Holding — Matthews, J.
- The Supreme Court of Alaska held that the Commission properly determined that VECO constituted a group under the Act and that the penalties were not excessive, but remanded the case for reassessment of those penalties and required the Commission to provide reasons for the penalty assessment.
Rule
- Groups must register and report contributions under the Alaska Campaign Disclosure Act if their major purpose is to influence an election, and failure to do so can result in civil penalties that are not deemed excessive if they relate to the amount of unreported contributions.
Reasoning
- The court reasoned that the definition of a group under the Alaska Campaign Disclosure Act included any combination of two or more persons acting jointly to influence an election.
- The court affirmed that VECO had sufficient involvement in the selection of candidates for contributions, thereby meeting the joint action requirement.
- While the court recognized VECO's claims of reliance on informal guidance from the Commission, it concluded that such reliance only excused the late filing of initial reports and did not exempt VECO from all reporting obligations.
- The court also addressed constitutional concerns, stating that the Act's requirements were justified by the state's interest in an informed electorate and the prevention of corruption.
- However, it found that the Commission had not provided adequate reasoning for the maximum penalties imposed, necessitating a remand for further explanation.
Deep Dive: How the Court Reached Its Decision
Definition of a Group
The Alaska Supreme Court explained that under the Alaska Campaign Disclosure Act, a "group" is defined as any combination of two or more persons acting jointly with the major purpose of influencing the outcome of an election, as outlined in AS 15.13.130(4). The court found that VECO had met this definition because it actively encouraged its employees to contribute to political candidates through a payroll deduction plan, demonstrating joint action. The Commission established that VECO's involvement in deciding which candidates received contributions showed a significant role in candidate selection, which satisfied the "joint action" requirement of the statutory definition. The court noted that even if employees had some say in directing their contributions, VECO's influence over the process and the candidates selected constituted sufficient involvement to classify them as a group under the Act. Thus, the court affirmed the Commission's conclusion that VECO constituted a group under the law, based on the nature of its activities and contributions.

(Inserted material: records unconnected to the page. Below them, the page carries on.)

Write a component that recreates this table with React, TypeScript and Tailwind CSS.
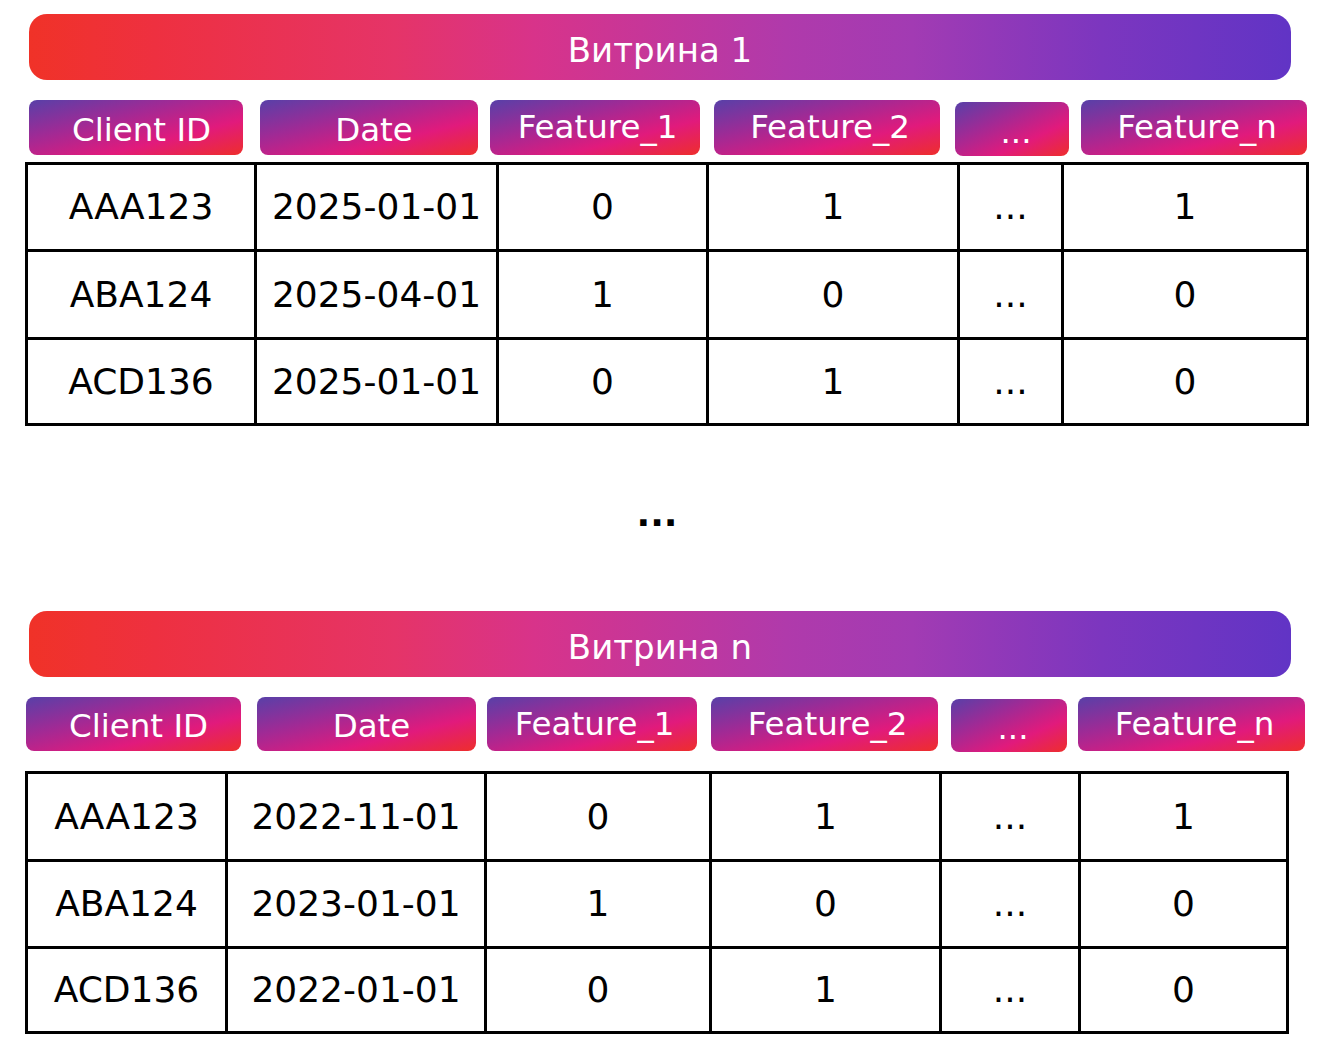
import React from 'react';

const banner =
  'bg-[linear-gradient(to_right,#f03228_0%,#ee3040_10%,#e53468_29%,#d8338a_40%,#b03aab_60%,#a23bb3_70%,#7c36bf_85%,#6134c5_100%)]';
const pill =
  'bg-[linear-gradient(to_bottom_right,#5840a8_0%,#a02a95_35%,#e11a7c_68%,#ee2e2c_100%)]';

type Head = { label: string; cls: string };

const heads1: Head[] = [
  { label: 'Client ID', cls: 'ml-[29px] w-[214px] h-[55px] pt-[5px] pl-[11px]' },
  { label: 'Date', cls: 'ml-[17px] w-[218px] h-[55px] pt-[5px] pl-[10px]' },
  { label: 'Feature_1', cls: 'ml-[12px] w-[210px] h-[55px] pl-[5px]' },
  { label: 'Feature_2', cls: 'ml-[14px] w-[226px] h-[55px] pl-[6px]' },
  { label: '...', cls: 'ml-[15px] w-[114px] h-[54px] mt-[2px] pt-[6px] pl-[8px]' },
  { label: 'Feature_n', cls: 'ml-[12px] w-[226px] h-[55px] pl-[6px]' },
];

const heads2: Head[] = [
  { label: 'Client ID', cls: 'ml-[26px] w-[215px] h-[54px] pt-[5px] pl-[10px]' },
  { label: 'Date', cls: 'ml-[16px] w-[219px] h-[54px] pt-[5px] pl-[10px]' },
  { label: 'Feature_1', cls: 'ml-[11px] w-[210px] h-[54px] pl-[5px]' },
  { label: 'Feature_2', cls: 'ml-[14px] w-[227px] h-[54px] pl-[6px]' },
  { label: '...', cls: 'ml-[13px] w-[116px] h-[53px] mt-[2px] pt-[6px] pl-[8px]' },
  { label: 'Feature_n', cls: 'ml-[11px] w-[227px] h-[54px] pl-[6px]' },
];

const rows1 = [
  ['AAA123', '2025-01-01', '0', '1', '...', '1'],
  ['ABA124', '2025-04-01', '1', '0', '...', '0'],
  ['ACD136', '2025-01-01', '0', '1', '...', '0'],
];

const rows2 = [
  ['AAA123', '2022-11-01', '0', '1', '...', '1'],
  ['ABA124', '2023-01-01', '1', '0', '...', '0'],
  ['ACD136', '2022-01-01', '0', '1', '...', '0'],
];

function Banner({ title }: { title: string }) {
  return (
    <div
      className={`${banner} ml-[29px] w-[1262px] h-[66px] rounded-[18px] flex items-center justify-center pt-[5px] text-white text-[34px] leading-none`}
    >
      {title}
    </div>
  );
}

function Heads({ items }: { items: Head[] }) {
  return (
    <div className="flex items-start">
      {items.map((h, i) => (
        <div
          key={i}
          className={`${pill} ${h.cls} rounded-[8px] flex items-center justify-center text-white text-[32.5px] leading-none`}
        >
          {h.label}
        </div>
      ))}
    </div>
  );
}

function Grid({ rows, cols, heights }: { rows: string[][]; cols: string; heights: string[] }) {
  return (
    <div className={`ml-[25px] inline-grid ${cols} gap-[3px] bg-black p-[3px]`}>
      {rows.map((r, ri) =>
        r.map((c, ci) => (
          <div
            key={`${ri}-${ci}`}
            className={`${heights[ri]} bg-white flex items-center justify-center text-black text-[36px] leading-none`}
          >
            {c}
          </div>
        ))
      )}
    </div>
  );
}

export default function App() {
  return (
    <div className="w-[1332px] h-[1052px] bg-white pt-[14px] font-['DejaVu_Sans','Liberation_Sans',sans-serif]">
      <Banner title="Витрина 1" />
      <div className="mt-[20px]">
        <Heads items={heads1} />
      </div>
      <div className="mt-[6px] flex">
        <Grid
          rows={rows1}
          cols="grid-cols-[226px_239px_207px_248px_101px_242px]"
          heights={['h-[84px]', 'h-[85px]', 'h-[83px]']}
        />
      </div>
      <div className="h-[185px] flex items-center justify-center pb-[10px] pr-[18px] text-black text-[36px] font-bold leading-none">
        ...
      </div>
      <Banner title="Витрина n" />
      <div className="mt-[20px]">
        <Heads items={heads2} />
      </div>
      <div className="mt-[19px] flex">
        <Grid
          rows={rows2}
          cols="grid-cols-[197px_256px_222px_227px_136px_205px]"
          heights={['h-[85px]', 'h-[84px]', 'h-[82px]']}
        />
      </div>
    </div>
  );
}
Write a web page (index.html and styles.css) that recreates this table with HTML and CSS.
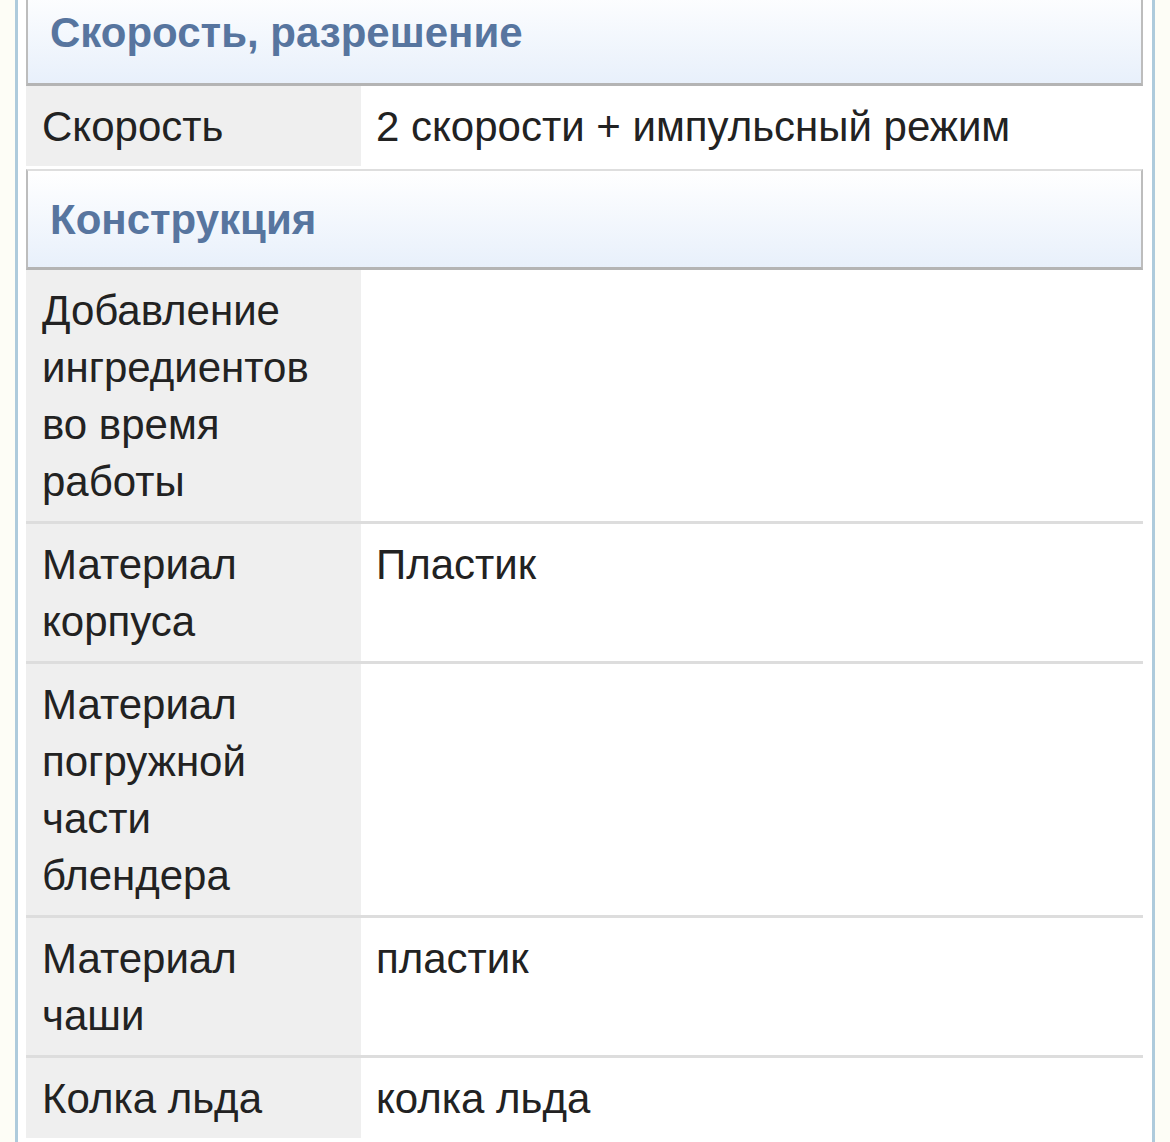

Reliance on Commission Guidance
The court addressed VECO's claims of reliance on informal guidance from the Alaska Public Offices Commission, which VECO argued exempted it from the reporting requirements. The court acknowledged that VECO had relied on statements made by a Commission official regarding the legality of its payroll deduction plan, which suggested that such actions would not constitute group activity requiring registration. However, the court concluded that this reliance only excused VECO's late filing of initial reports and did not exempt the company from its overall obligation to report contributions. The court emphasized that the guidance provided by the Commission was not sufficient to negate the clear requirements set forth in the Campaign Disclosure Act. Ultimately, VECO was still responsible for complying with the Act's registration and reporting mandates despite its reliance on prior communications with the Commission.
Constitutional Challenges
The court examined several constitutional challenges raised by VECO regarding the Campaign Disclosure Act, particularly focusing on the issues of overbreadth, vagueness, and the right to privacy. It determined that the Act's requirements, including registration and reporting of contributions, were justified by the state's compelling interests in maintaining an informed electorate and preventing corruption. The court recognized the importance of transparency in political contributions and found that these requirements served to deter corruption and promote accountability. While VECO argued that the Act was unconstitutionally overbroad and vague, the court ruled that the definitions and requirements provided fair notice and were not excessively burdensome. The court concluded that the provisions of the Act were not unconstitutional, as they aligned with the state's interests and did not infringe upon protected rights beyond reasonable limits.
Assessment of Penalties
Regarding the penalties imposed by the Commission, the court found that while the Commission had the authority to assess significant civil penalties for violations, it failed to provide adequate reasoning for the maximum penalties imposed against VECO. The court noted that the penalties were connected to the amount of unreported contributions, but it required the Commission to articulate its reasoning for the specific amounts assessed. The court highlighted the need for transparency and consistency in the application of penalties, emphasizing that all parties must understand the rationale behind such decisions. Thus, the court remanded the case to the Commission to reassess the penalties and provide a clear statement of reasons supporting its decisions regarding the amounts imposed. This remand aimed to ensure that the penalties were adequately justified and aligned with the principles of fair administrative practice.
Conclusion and Remand
In conclusion, the Alaska Supreme Court upheld the Commission's determination that VECO constituted a group under the Alaska Campaign Disclosure Act and affirmed the need for compliance with the Act's registration and reporting requirements. While the court found the penalties imposed were not inherently excessive, it mandated a remand for the Commission to provide detailed reasoning for the penalties applied. The court's decision underscored the importance of clarity and accountability in the enforcement of campaign finance laws, ensuring that entities such as VECO understood their obligations and the consequences of non-compliance. By remanding the case, the court aimed to balance the enforcement of the Act with the necessity for due process and fair administrative procedures, reinforcing the principles underlying campaign finance regulation in Alaska.